Narima Dela Cruz is a prominent Filipino Canadian community leader, community activist, Canadian Realtor, Language Interpreter, politician, and with multiple awards which include 2012 Top 25 Canadian Immigrants Award, Queen's Platinum Jubilee Medal and King Charles Coronation Medal Award.

==Philippines to Canada==
Born in Quezon, Philippines, Dela Cruz came to Winnipeg, Manitoba in 1998 with her husband and young son where they resided for seven years. Her education and professional background in the Philippines revolved around tourism, education, office administration and law. Adding another child to the family they moved to Surrey, a city in British Columbia within the Metro Vancouver area. She has been a Licensed Realtor since 2006 and a Language Interpreter and Translator since 2013.
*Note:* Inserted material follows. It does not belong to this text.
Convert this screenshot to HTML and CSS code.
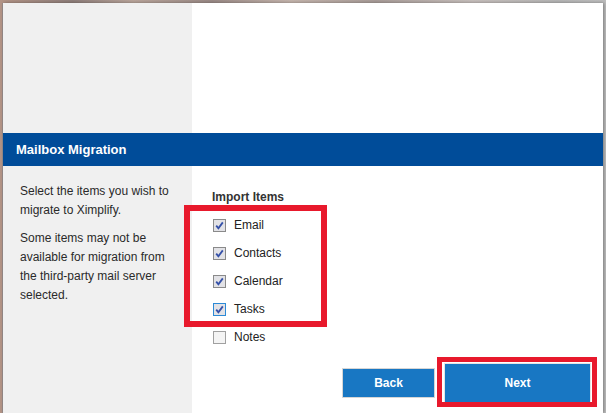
FILE: index.html
```html
<!DOCTYPE html>
<html>
<head>
<meta charset="utf-8">
<link rel="stylesheet" href="styles.css">
</head>
<body>
<div class="dialog">
  <div class="side-top"></div>
  <div class="main-top"></div>
  <div class="header">Mailbox Migration</div>
  <div class="side">
    <p>Select the items you wish to migrate to Ximplify.</p>
    <p>Some items may not be available for migration from the third-party mail server selected.</p>
  </div>
  <div class="main">
    <div class="heading">Import Items</div>
    <ul class="items">
      <li class="item"><span class="box checked"><svg viewBox="0 0 11 11" width="11" height="11"><path d="M2.2 5.6 L4.4 8.2 L8.8 2.4" /></svg></span>Email</li>
      <li class="item"><span class="box checked"><svg viewBox="0 0 11 11" width="11" height="11"><path d="M2.2 5.6 L4.4 8.2 L8.8 2.4" /></svg></span>Contacts</li>
      <li class="item"><span class="box checked"><svg viewBox="0 0 11 11" width="11" height="11"><path d="M2.2 5.6 L4.4 8.2 L8.8 2.4" /></svg></span>Calendar</li>
      <li class="item"><span class="box checked focus"><svg viewBox="0 0 11 11" width="11" height="11"><path d="M2.2 5.6 L4.4 8.2 L8.8 2.4" /></svg></span>Tasks</li>
      <li class="item"><span class="box"></span>Notes</li>
    </ul>
    <div class="actions">
      <button class="btn back">Back</button>
      <button class="btn next">Next</button>
    </div>
  </div>
  <div class="mark mark-items"></div>
  <div class="mark mark-next"></div>
</div>
</body>
</html>
```

FILE: styles.css
```css
html, body {
  margin: 0;
  padding: 0;
  width: 606px;
  height: 413px;
  overflow: hidden;
}
body {
  font-family: "Liberation Sans", Arial, sans-serif;
  background:
    linear-gradient(to right, #b39486 0%, #8e7e7a 12%, #b8a49a 22%, #9a8a86 35%, #c4b4ac 48%, #a89c98 62%, #c6bebb 78%, #b4b4b4 92%, #bdbdbd 100%);
}
.dialog {
  position: relative;
  margin: 3px 3px 0 3px;
  width: 600px;
  height: 410px;
  display: grid;
  grid-template-columns: 189px 1fr;
  grid-template-rows: 130px 33px 1fr;
  background: #fff;
  box-shadow: 1px 0 3px rgba(0, 0, 0, 0.35), -1px 0 0 #9a8e8c;
}
.side-top {
  background: #f0f0f0;
}
.main-top {
  background: #fff;
}
.header {
  grid-column: 1 / 3;
  background: #004c99;
  color: #fff;
  font-weight: bold;
  font-size: 13px;
  line-height: 33px;
  padding-left: 13px;
}
.side {
  background: #f0f0f0;
  padding: 16px 12px 0 17px;
  font-size: 12px;
  line-height: 19px;
  color: #2a2a2a;
}
.side p {
  margin: 0 0 9px 0;
}
.main {
  display: flex;
  flex-direction: column;
  padding: 23px 0 0 20px;
}
.heading {
  font-size: 12px;
  font-weight: bold;
  line-height: 16px;
  color: #333;
  margin-bottom: 6px;
}
.items {
  list-style: none;
  margin: 0;
  padding: 0 0 0 1px;
}
.item {
  height: 28px;
  display: flex;
  align-items: center;
  gap: 8px;
  font-size: 12px;
  color: #222;
}
.box {
  box-sizing: border-box;
  width: 13px;
  height: 13px;
  border: 1px solid #a0a0a0;
  background: #f4f4f4;
  display: flex;
  align-items: center;
  justify-content: center;
}
.box.checked {
  border-color: #8a8a8a;
  background: #e2e2e6;
}
.box.focus {
  border-color: #2c8ad6;
}
.box svg path {
  fill: none;
  stroke: #3450a8;
  stroke-width: 1.8;
}
.actions {
  margin-top: auto;
  display: flex;
  justify-content: flex-end;
  align-items: center;
  gap: 9px;
  padding: 0 12px 10px 0;
}
.btn {
  box-sizing: border-box;
  font-family: "Liberation Sans", Arial, sans-serif;
  font-weight: bold;
  font-size: 12px;
  color: #fff;
  background: #1877c3;
  border: 1px solid #d6d6d6;
  padding: 0;
}
.back {
  width: 93px;
  height: 30px;
}
.next {
  width: 147px;
  height: 40px;
  border-color: #e4e4e4;
}
.mark {
  position: absolute;
  box-sizing: border-box;
  border: 6px solid #e8192c;
}
.mark-items {
  left: 181px;
  top: 202px;
  width: 143px;
  height: 122px;
}
.mark-next {
  left: 434px;
  top: 354px;
  width: 160px;
  height: 50px;
  border-width: 5px;
}
```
==Recognitions as a Community Volunteer ==
As Founder of the Surrey Philippine Independence Day Society (SPIDS), an organization of Filipino Canadians in the city of Surrey, and a very active community volunteer, Dela Cruz was honoured by a Vancouver and Toronto newspaper and website as one of Canada's top 25 immigrants in 2012. She was also presented the Realtors Care Award from the Real Estate Board of Greater Vancouver in 2011 for her volunteer activity and philanthropic acts. Through the years, she has volunteered with various mainstream Canadian organizations which include Canadian Red Cross, Canadian Cancer Society of B.C., S.U.C.C.E.S.S., Options Community Service Society, SD36, Surrey Food Bank, Canadian Blood Services, Surrey Food Bank, and BC Transplant Society. Among other mainstream recognition and nominations she was given are from Surrey Leader Newspaper in 2011, Surrey Board of Trade in 2011, Surrey Cares Foundation in 2016 & 2019, YWCA Vancouver in 2018, City of Surrey in 2020, and the federal government in 2017 for the Canada 150 Community Awards for Excellence in Volunteerism. In 2019, she won among 5 contenders all over Canada the Pinoy (Filipino) of the Year honours of the national Golden Balangay Awards.
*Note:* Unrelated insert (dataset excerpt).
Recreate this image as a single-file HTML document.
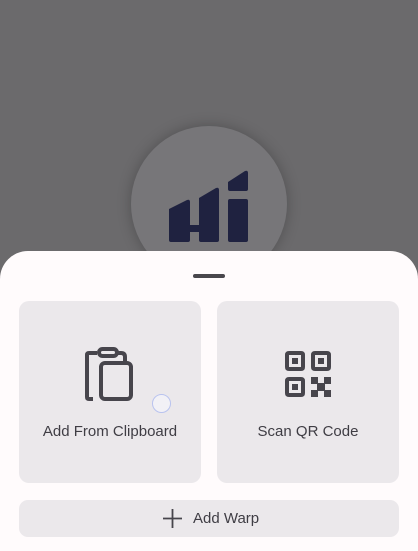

== Surrey Civic Election 2014 ==
Ms. Dela Cruz run for Councilor for the City of Surrey under the party One Surrey with mayoral candidate Barinder Rasode. She is the first Filipino-Canadian woman to run for public office in the City of Surrey. She earned 18, 075 votes. The entire Surrey First Slate of Mayoral Candidate Linda Hepner were elected.
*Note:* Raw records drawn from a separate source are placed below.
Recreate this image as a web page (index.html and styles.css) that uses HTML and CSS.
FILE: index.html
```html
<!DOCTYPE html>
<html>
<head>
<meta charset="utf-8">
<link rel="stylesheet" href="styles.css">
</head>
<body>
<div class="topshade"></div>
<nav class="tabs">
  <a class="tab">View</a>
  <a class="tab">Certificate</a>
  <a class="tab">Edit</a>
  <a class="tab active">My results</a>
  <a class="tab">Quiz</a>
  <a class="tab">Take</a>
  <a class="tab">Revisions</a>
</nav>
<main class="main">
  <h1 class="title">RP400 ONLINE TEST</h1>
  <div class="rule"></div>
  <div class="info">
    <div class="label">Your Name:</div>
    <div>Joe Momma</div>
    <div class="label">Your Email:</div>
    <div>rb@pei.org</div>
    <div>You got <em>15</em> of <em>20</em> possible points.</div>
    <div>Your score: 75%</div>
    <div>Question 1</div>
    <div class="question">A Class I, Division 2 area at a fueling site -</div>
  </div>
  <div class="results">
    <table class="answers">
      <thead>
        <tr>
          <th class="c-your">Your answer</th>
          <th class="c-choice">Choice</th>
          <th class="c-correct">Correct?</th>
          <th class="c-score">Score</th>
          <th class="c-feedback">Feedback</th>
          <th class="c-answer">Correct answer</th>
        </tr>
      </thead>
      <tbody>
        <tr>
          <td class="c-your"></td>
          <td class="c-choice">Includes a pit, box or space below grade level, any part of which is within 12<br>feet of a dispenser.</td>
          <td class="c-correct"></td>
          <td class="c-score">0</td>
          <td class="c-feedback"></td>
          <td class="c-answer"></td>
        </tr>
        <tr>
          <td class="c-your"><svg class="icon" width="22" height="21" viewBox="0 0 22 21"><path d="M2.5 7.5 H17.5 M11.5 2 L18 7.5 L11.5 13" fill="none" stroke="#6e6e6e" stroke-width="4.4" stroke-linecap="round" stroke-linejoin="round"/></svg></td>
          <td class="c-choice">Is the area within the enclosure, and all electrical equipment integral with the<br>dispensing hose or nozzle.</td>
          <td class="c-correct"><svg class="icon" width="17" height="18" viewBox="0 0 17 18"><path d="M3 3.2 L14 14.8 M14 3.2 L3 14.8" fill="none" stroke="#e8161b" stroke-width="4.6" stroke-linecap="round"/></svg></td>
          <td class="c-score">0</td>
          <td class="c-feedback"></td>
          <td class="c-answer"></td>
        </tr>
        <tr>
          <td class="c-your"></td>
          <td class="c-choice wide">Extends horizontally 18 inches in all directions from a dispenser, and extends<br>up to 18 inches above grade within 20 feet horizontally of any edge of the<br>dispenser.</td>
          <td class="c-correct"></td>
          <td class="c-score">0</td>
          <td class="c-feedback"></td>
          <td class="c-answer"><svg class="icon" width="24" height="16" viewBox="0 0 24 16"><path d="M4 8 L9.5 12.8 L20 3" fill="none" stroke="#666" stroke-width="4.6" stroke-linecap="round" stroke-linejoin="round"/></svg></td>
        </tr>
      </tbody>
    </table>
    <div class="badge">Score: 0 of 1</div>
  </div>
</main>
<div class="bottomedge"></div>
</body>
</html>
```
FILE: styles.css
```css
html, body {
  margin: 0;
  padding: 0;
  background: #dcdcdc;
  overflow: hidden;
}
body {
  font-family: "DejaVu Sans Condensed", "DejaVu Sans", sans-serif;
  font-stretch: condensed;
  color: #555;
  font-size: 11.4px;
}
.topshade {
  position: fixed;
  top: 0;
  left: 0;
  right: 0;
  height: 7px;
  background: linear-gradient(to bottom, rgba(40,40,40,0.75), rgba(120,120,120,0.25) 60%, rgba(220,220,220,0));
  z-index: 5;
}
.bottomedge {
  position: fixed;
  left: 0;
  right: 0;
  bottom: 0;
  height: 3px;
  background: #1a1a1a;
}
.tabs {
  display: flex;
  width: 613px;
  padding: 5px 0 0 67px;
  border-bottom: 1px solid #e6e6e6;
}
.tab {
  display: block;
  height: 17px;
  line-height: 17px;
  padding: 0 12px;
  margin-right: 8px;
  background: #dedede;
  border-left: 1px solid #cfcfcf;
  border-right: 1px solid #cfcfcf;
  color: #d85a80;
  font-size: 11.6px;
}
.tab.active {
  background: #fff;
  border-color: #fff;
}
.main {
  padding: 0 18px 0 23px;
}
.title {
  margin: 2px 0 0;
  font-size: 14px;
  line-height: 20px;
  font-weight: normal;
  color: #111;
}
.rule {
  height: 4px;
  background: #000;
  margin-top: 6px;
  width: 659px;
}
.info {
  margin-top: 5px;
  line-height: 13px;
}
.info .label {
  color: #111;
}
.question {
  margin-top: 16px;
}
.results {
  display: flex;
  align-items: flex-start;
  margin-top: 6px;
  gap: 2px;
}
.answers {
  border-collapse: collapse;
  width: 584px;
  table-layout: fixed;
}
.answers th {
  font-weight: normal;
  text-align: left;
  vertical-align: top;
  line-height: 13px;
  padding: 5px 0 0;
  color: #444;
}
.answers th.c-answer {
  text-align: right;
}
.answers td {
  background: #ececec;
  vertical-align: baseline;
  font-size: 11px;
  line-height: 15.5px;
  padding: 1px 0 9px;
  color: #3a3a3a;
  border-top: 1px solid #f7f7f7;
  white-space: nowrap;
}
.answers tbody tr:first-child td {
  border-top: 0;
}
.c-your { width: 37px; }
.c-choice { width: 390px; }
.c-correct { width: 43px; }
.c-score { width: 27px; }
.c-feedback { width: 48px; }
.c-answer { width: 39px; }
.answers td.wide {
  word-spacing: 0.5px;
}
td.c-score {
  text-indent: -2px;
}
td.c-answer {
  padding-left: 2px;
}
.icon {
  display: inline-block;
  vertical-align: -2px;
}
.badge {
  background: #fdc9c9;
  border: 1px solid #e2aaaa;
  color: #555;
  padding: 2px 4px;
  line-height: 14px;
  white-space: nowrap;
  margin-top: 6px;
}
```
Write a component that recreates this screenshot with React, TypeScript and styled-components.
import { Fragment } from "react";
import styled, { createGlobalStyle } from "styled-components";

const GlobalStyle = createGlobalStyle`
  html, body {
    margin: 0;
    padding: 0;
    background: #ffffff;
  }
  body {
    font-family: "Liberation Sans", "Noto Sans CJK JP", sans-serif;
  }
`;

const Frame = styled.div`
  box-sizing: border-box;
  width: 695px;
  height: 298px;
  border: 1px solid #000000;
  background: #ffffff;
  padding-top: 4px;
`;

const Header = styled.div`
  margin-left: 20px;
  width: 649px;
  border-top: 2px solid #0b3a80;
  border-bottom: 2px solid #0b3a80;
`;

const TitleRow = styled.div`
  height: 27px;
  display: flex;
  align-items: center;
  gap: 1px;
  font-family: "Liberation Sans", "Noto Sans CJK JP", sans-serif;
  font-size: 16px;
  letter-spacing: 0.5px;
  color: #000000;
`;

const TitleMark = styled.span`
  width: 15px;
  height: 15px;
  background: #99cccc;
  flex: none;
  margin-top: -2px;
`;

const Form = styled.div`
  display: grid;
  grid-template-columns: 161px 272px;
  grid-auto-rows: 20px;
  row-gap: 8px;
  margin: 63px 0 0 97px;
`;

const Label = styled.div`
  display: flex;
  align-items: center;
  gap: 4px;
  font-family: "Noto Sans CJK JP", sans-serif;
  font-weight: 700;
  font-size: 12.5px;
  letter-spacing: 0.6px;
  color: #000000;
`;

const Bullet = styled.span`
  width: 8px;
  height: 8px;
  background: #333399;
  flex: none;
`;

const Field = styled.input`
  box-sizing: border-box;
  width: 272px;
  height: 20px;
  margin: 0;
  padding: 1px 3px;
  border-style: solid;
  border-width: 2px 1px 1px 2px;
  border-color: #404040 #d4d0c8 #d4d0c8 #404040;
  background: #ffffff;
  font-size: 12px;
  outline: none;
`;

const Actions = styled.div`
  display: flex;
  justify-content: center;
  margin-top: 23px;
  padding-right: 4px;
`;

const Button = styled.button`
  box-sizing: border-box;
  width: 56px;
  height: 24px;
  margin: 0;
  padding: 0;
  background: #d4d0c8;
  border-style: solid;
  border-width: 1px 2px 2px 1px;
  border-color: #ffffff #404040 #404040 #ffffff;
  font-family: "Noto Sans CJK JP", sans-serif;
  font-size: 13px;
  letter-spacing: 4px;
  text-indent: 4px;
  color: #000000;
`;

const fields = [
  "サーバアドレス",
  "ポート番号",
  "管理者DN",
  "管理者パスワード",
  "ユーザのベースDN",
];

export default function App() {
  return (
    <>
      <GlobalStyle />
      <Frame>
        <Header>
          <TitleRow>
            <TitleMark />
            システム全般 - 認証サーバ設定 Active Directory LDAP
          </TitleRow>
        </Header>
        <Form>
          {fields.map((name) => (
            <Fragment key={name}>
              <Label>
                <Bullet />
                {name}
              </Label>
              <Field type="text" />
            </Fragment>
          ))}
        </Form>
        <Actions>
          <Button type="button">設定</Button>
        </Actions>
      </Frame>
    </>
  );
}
== Surrey Civic Election 2018 ==
Ms. Dela Cruz once again run for Councilor for the City of Surrey, this time under the administration party Surrey First with mayoral candidate Tom Gill. She earned 23, 790 votes. Aside from one winner from Surrey First, the other elected council members, including the mayor, are from the Safe Surrey Coalition

== Filipino Canadian National Congress - Founding President ==
After years of advocating for issues concerning Filipino Canadians and contributing to the campaign for the official declaration of June as 'Filipino Heritage Month in Canada in 2018, Dela Cruz emerges as a Founding Director and the pioneer President of the Filipino Canadian National Congress (FCNC), a registered national non profit organization representing the nearly one million Filipino Canadians, and the first and only Filipino organization directly affiliated with the Canada Philippines Parliamentary Friendship Group of Canada's House of Commons.